On September 3 Mr. Sargsian received the special envoy of Turkey, Ambassador Unal Cevikoz. The two discussed issues pertaining to Mr. Gül's visit. Mr. Sargsian said that the special envoy's visit was not only a positive event but created an opportunity to speak about the normalization of bilateral relations and exchange views on regional developments. According to the presidential press service, Mr. Sargsian stated that the events unfolding in the Caucasus, with their international repercussions, raise serious issues that require responsibility and presume well-defined obligations.

Mr. Sargsian and Mr. Cevikoz also discussed Turkey's regional initiative, the Caucasus Stability and Partnership Platform. Noting that Turkey's prime minister had taken on a very challenging but important task in promoting the regional platform, Mr. Sargsian said that he supports holding talks and discussing any issue. "Armenia has always welcomed efforts aimed at the enhancement of confidence building, stability, security, and cooperation," Mr. Sargsian said.

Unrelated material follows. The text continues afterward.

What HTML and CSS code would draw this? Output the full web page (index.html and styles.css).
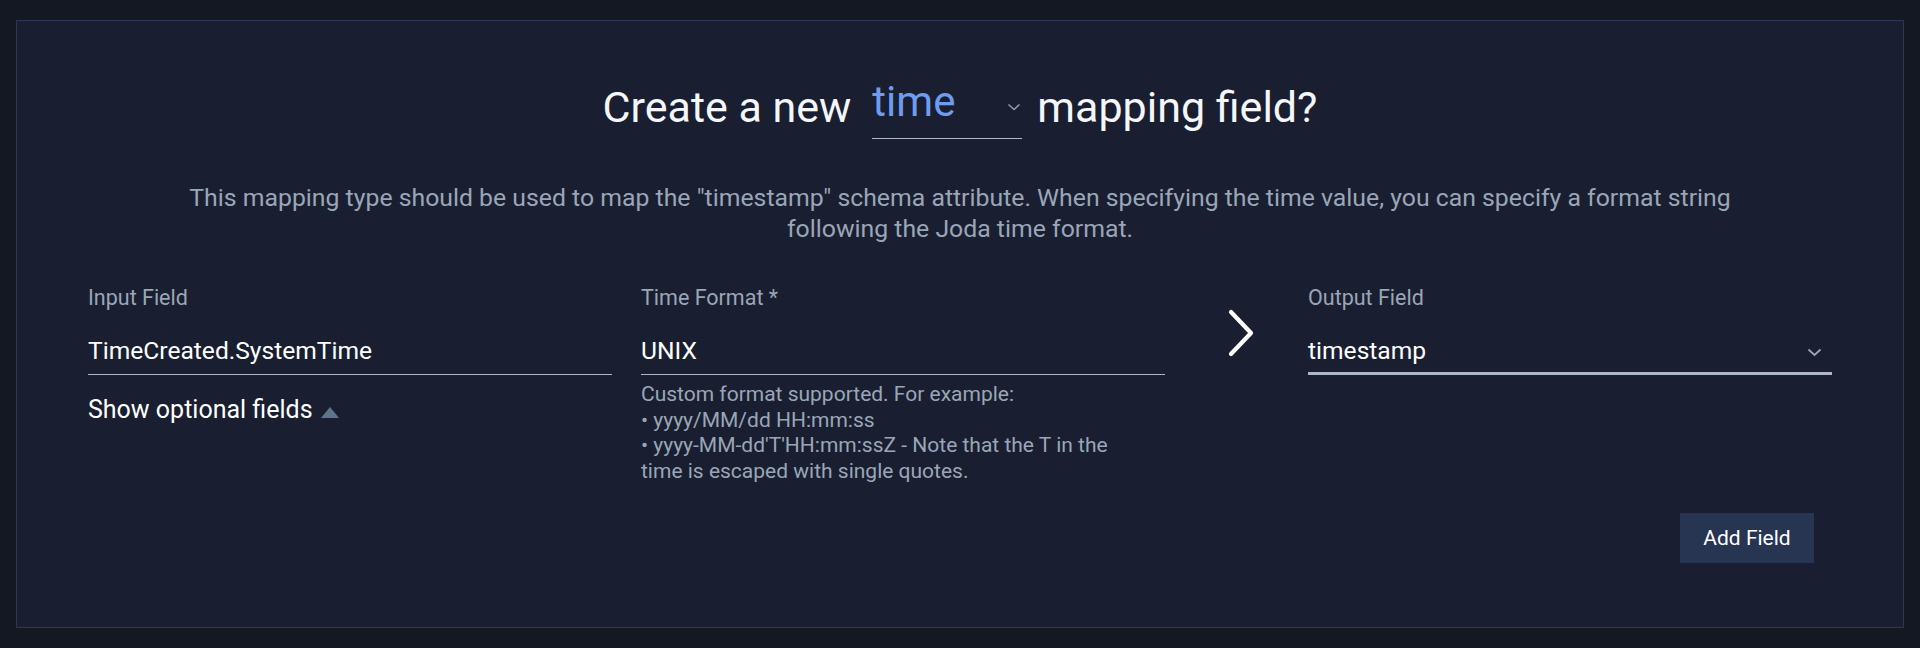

In recent days, Mr. Gül had a telephone conversation with President George W. Bush. The main focus of the conversation was Georgia and the situation in the Caucasus in general. "The two leaders also talked about their support for efforts to improve Turkish-Armenian relations and the growing Turkish-Iraqi relationship," Gordon Johndroe, a spokesperson for the U.S. National Security Council said on Tuesday. In Ankara, the presidential palace said Mr. Gül had informed Mr. Bush about Ankara's initiative to create a Caucasus Stability and Partnership Platform.

A difficult relationship

Ankara recognized the independence of Armenia, Azerbaijan, and Georgia in 1991. Whereas it established diplomatic relations with Tbilisi and Baku, it refused to do so with Yerevan, citing the declaration of independence adopted on August 23, 1990, by Armenia's Supreme Soviet (parliament), Article 12 of which states, "Armenia supports the efforts for the international recognition of the 1915 Genocide perpetrated in Western Armenia by Ottoman Turkey."

The Turkish government officially closed the border with Armenia in 1993, when the armed forces of Karabakh took over Kelbajar, which was outside of the borders of the Soviet-era Nagorno-Karabakh Autonomous Region.

Mr. Sargsian's efforts to normalize relations with Turkey is also championed by the opposition Armenian National Congress, led by Armenia's first president, Levon Ter-Petrossian.

"I can only welcome Gül's invitation, especially because it is a convenient opportunity. There are no political intrigues at play, only a sporting event that may provide the conduit to begin melting the ice," Mr. Ter-Petrossian said at a news conference on December 2. "It is strange that no high-ranking Turkish official has ever come to Armenia. I went to Turkey three times as Armenia's president and [former president] Robert Kocharian also went. Armenian presidents have been in Turkey four times, and not one high-ranking Turkish official has ever been to Armenia. This is not a normal phenomenon nor is it normal relations," Mr. Ter-Petrossian added.

Protest planned

"Turkey and Armenia are neighbors and there is no alternative to improving relations between the Armenian and Turkish peoples," Levon Mkrtchian, a member of the Bureau of the Armenian Revolutionary Federation (ARF) and a former minister of education, said on Tuesday. "But dialogue can start only in conditions of Turkey's honesty and repentance. That is the guarantee for the security of the republics of Armenia and Karabakh; that is the assurance that the past will not be repeated." The ARF, which is part of Armenia's governing coalition, planned a "civil and law-abiding" protest gathering at the Zvartnots airport on Mr. Gül's arrival, said the party's Hrair Karapetian, a deputy speaker of the National Assembly.

Meanwhile, the unprecedented visit has the Turkish opposition up in arms. Deniz Baykal, the leader of the Republican People's Party, said "Turkey's true friend was Baku, not Yerevan."

The Turkish press in recent days has been flooded with articles discussing the possibility of Mr. Gül's visit to Armenia and the future of Armenian-Turkish relations.

"The Turkish side (during Gül's visit) will explain to Armenia its plan to restore stability in the Caucasus region and will invite Armenia to join it. Gül will also repeat Turkey's proposal to establish a joint committee composed of independent historians to study the 1915-1917 incidents. Gül's trip represents a key step towards ending almost a century of animosity over the massacre of Armenians under the erstwhile Turkish Ottoman Empire," the Turkish Daily News wrote on September 3.

The daily Sabah quoted Turkish national team coach Fatih Terim as saying, "This is just a football match, not a war." The ultrasecularist daily Cumhuriyet preferred to quote a retired ambassador as saying it is the "wrong timing for a visit."